Saturday, February 28, 2009

george.

I headed down to Covenant Soup Kitchen to volunteer the way I do every Thursday. I prepared dinner for a bit, then finally got to get out into the dining room and hang out with the guests. I approached Jose and Pedro and a few of their friends who were playing dominos. I had played with Jose and Pedro in the past and had gotten to know them quite a bit.

I sat down and began talking to Jose.

"Be quiet. There's no talking across the table," George said.

"How come? I haven't seen Jose in a few weeks and I'd like to catch up," I asked.

"This is a game of concentration.. we don't talk to each other while we play. Besides, I keep to myself and barely talk to no one," George said as he pulled out a bottle of vodka and took a swig.

"Please don't tell Paul," Jose pleaded.

"George, please keep it away while we're playing and you're here. You're so lucky to be able to eat here, please don't abuse the privledge," I said.

He agreed and we continued to play and Jose and I caught up, being sure not to talk specifically about the game.

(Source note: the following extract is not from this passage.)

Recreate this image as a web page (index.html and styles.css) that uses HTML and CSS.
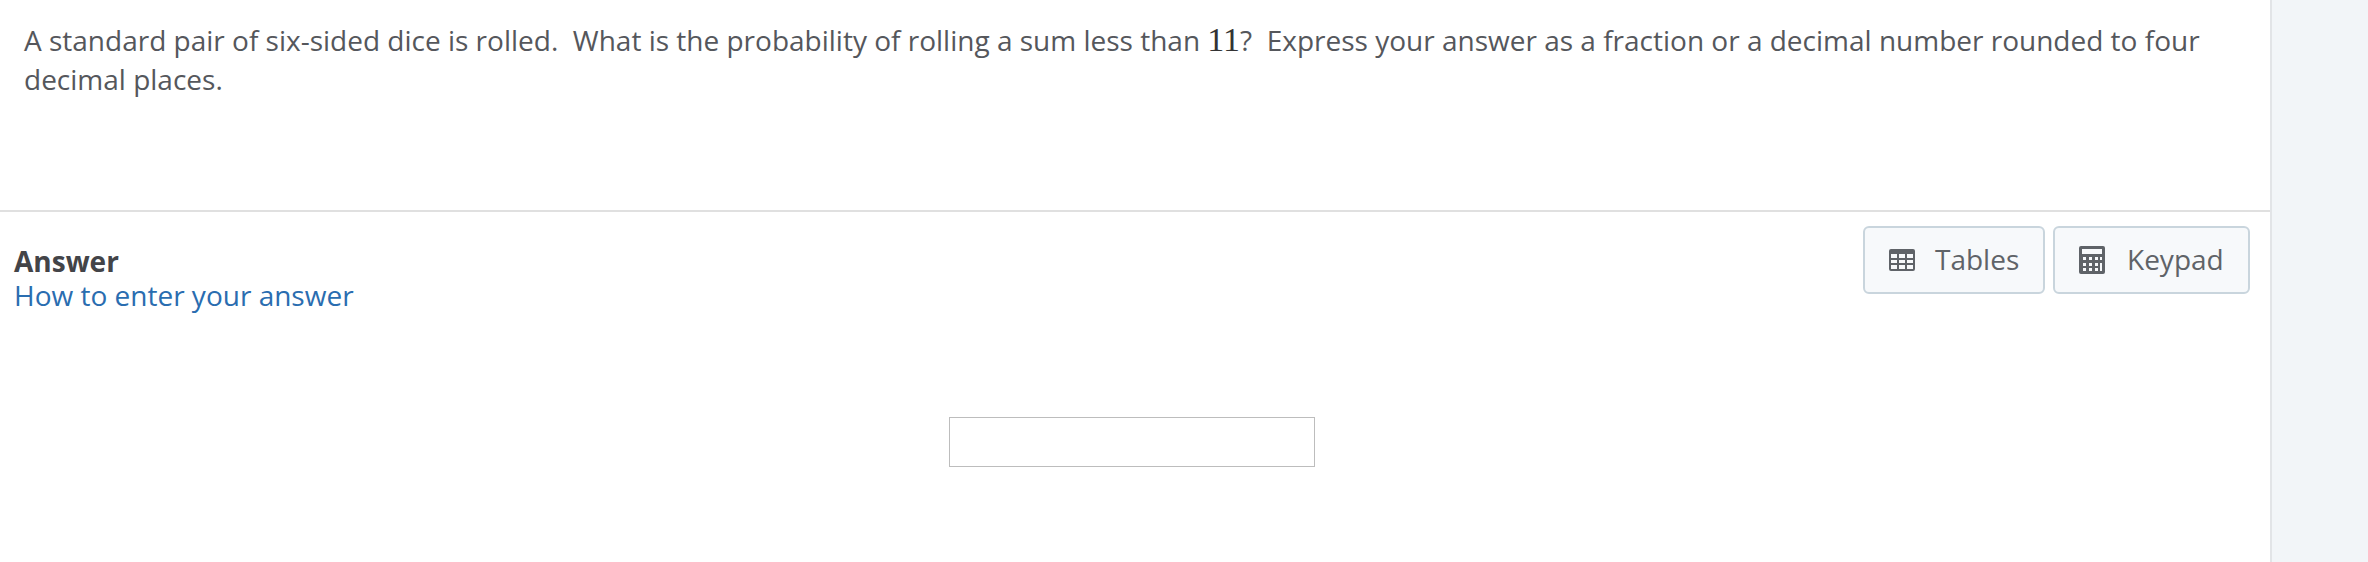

George got in a verbal argument with one of the men there, who he had recently "kicked the shit out of" as he put it. I prayed silently as the guests were served and George huffed and puffed about.

As I was leaving, George was outside smoking a cigarette and stumbling around. I told him that I hope he would have a good week and that I looked forward to seeing him next week. He asked if I was driving back to school and I answered yes and asked if he needed a ride somewhere.

I drove George home about 5 minutes away and we talked on the way and then for about 20 minutes in his driveway. He spoke about his love for his kids and how they had turned their back on him because they were fed up with his ways. I talked to him about how hard it was for me growing up with a father who was an alcoholic and how it is still very hard for me today. He was grateful to hear the other side of the story and told me that he saw God in my eyes when I spoke to him. I told him that God has a great plan for his life and that with each breath he is given new life and a brand new chance.

He thanked me repeatedly and as I told him he was so very welcome, he began to cry. I wept with him, crying because I knew that God was present in that moment and we had opened it up to Him in our conversation. I wept because I felt so bad for George living all alone, pretending he wasn't lonely.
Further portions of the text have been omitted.